The extremeness of the expense is what makes the difference between combat and battledress armors... And, for CT, MT, and T4, it's no better an armor; the difference is ONLY the Str & End bonuses, and lock points for recoil control measures.

The joints on Combat armor are probably no more flexible; it, too is a hard shell of heavy personal armor, with vaccum capability. It is moderately expensive, and does not augment Str nor End.

As to loading: A lot depends upon the nature of the limbs of that combat armor.

I dislike the T20 treatment of BD....
 
In all the rulesets, BD is F'ng expensive.
Except in T20, where it is only a biscuit more expensive then combat armor. 72KCr vs 60KCr for combat armor. Add in the extra kit that is standard on BD (vision gear, radio) and the combat armor is even closer.

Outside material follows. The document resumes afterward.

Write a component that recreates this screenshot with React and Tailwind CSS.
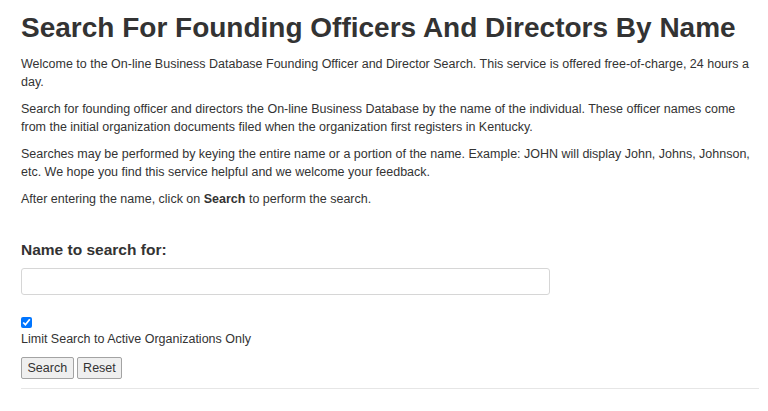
import { useState } from "react";

export default function App() {
  const [name, setName] = useState("");
  const [activeOnly, setActiveOnly] = useState(true);

  return (
    <main
      className="min-h-screen bg-white pl-[21px] pr-[9px] text-[#333333]"
      style={{ fontFamily: '"Liberation Sans", Arial, Helvetica, sans-serif' }}
    >
      <h1 className="pt-[11px] text-[28px] font-bold leading-[34px]">
        Search For Founding Officers And Directors By Name
      </h1>

      <div className="mt-[10px] text-[12.5px] leading-[18px]">
        <p className="mb-[9px]">
          Welcome to the On-line Business Database Founding Officer and Director Search. This
          service is offered free-of-charge, 24 hours a day.
        </p>
        <p className="mb-[9px]">
          Search for founding officer and directors the On-line Business Database by the name of
          the individual. These officer names come from the initial organization documents filed
          when the organization first registers in Kentucky.
        </p>
        <p className="mb-[9px]">
          Searches may be performed by keying the entire name or a portion of the name. Example:
          JOHN will display John, Johns, Johnson, etc. We hope you find this service helpful and
          we welcome your feedback.
        </p>
        <p>
          After entering the name, click on <strong>Search</strong> to perform the search.
        </p>
      </div>

      <form className="mt-[32px]" onSubmit={(e) => e.preventDefault()}>
        <label htmlFor="name" className="block text-[15.5px] font-bold leading-[20px]">
          Name to search for:
        </label>
        <input
          id="name"
          type="text"
          value={name}
          onChange={(e) => setName(e.target.value)}
          className="mt-[8px] block h-[27px] w-[529px] rounded-[3px] border border-[#d6d6d6] px-2 text-[12.5px] outline-none"
        />

        <div className="mt-[22px] flex flex-col text-[12.5px] leading-[18px]">
          <input
            type="checkbox"
            checked={activeOnly}
            onChange={(e) => setActiveOnly(e.target.checked)}
            className="m-0 h-[11px] w-[11px]"
          />
          <span className="mt-[2px]">Limit Search to Active Organizations Only</span>
        </div>

        <div className="mt-[9px] flex gap-[3px]">
          <button
            type="submit"
            className="h-[22px] rounded-[2px] border border-[#a3a3a3] bg-[#efefef] px-[5.5px] text-[12.5px] leading-[18px]"
          >
            Search
          </button>
          <button
            type="reset"
            onClick={() => setName("")}
            className="h-[22px] rounded-[2px] border border-[#a3a3a3] bg-[#efefef] px-[5.5px] text-[12.5px] leading-[18px]"
          >
            Reset
          </button>
        </div>
      </form>

      <hr className="mt-[9px] border-t border-[#e6e6e6]" />
    </main>
  );
}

The trade off I see is length of wear and bulk. Accessways and small corridors become a problem in BD which is significantly bulkier then in other editions. Carrying space in transports needs to be so much bigger as well. Obviously I fit into the "not all marines are in BD all the time" faction
 
At least in CT, battledress provided one more benefit over combat armor beyond the enhanced STR and END: if you look at the rules for surprise, you see that a character in BD gives their side a +2DM for surprise, simulating the enhanced sensors in a suit of BD.
 
The TNE suits of battledress have initiative and agility penalties (in Striker II this is reflected by a reduced move) This would mean that in that TU marines in battledress would be the most agile troopers (to minimise the penalty) and those with the highest initiative ratings (for the same reason)
 
"The TNE suits of battledress have initiative and agility penalties..."

Agility penalties would only arise from kludgey controls, which is a really bad assumption to apply to all BD of all TL. Initiative penalties make no sense unless initiative penalties are standard for encumberance in general (I know nothing of TNE rules).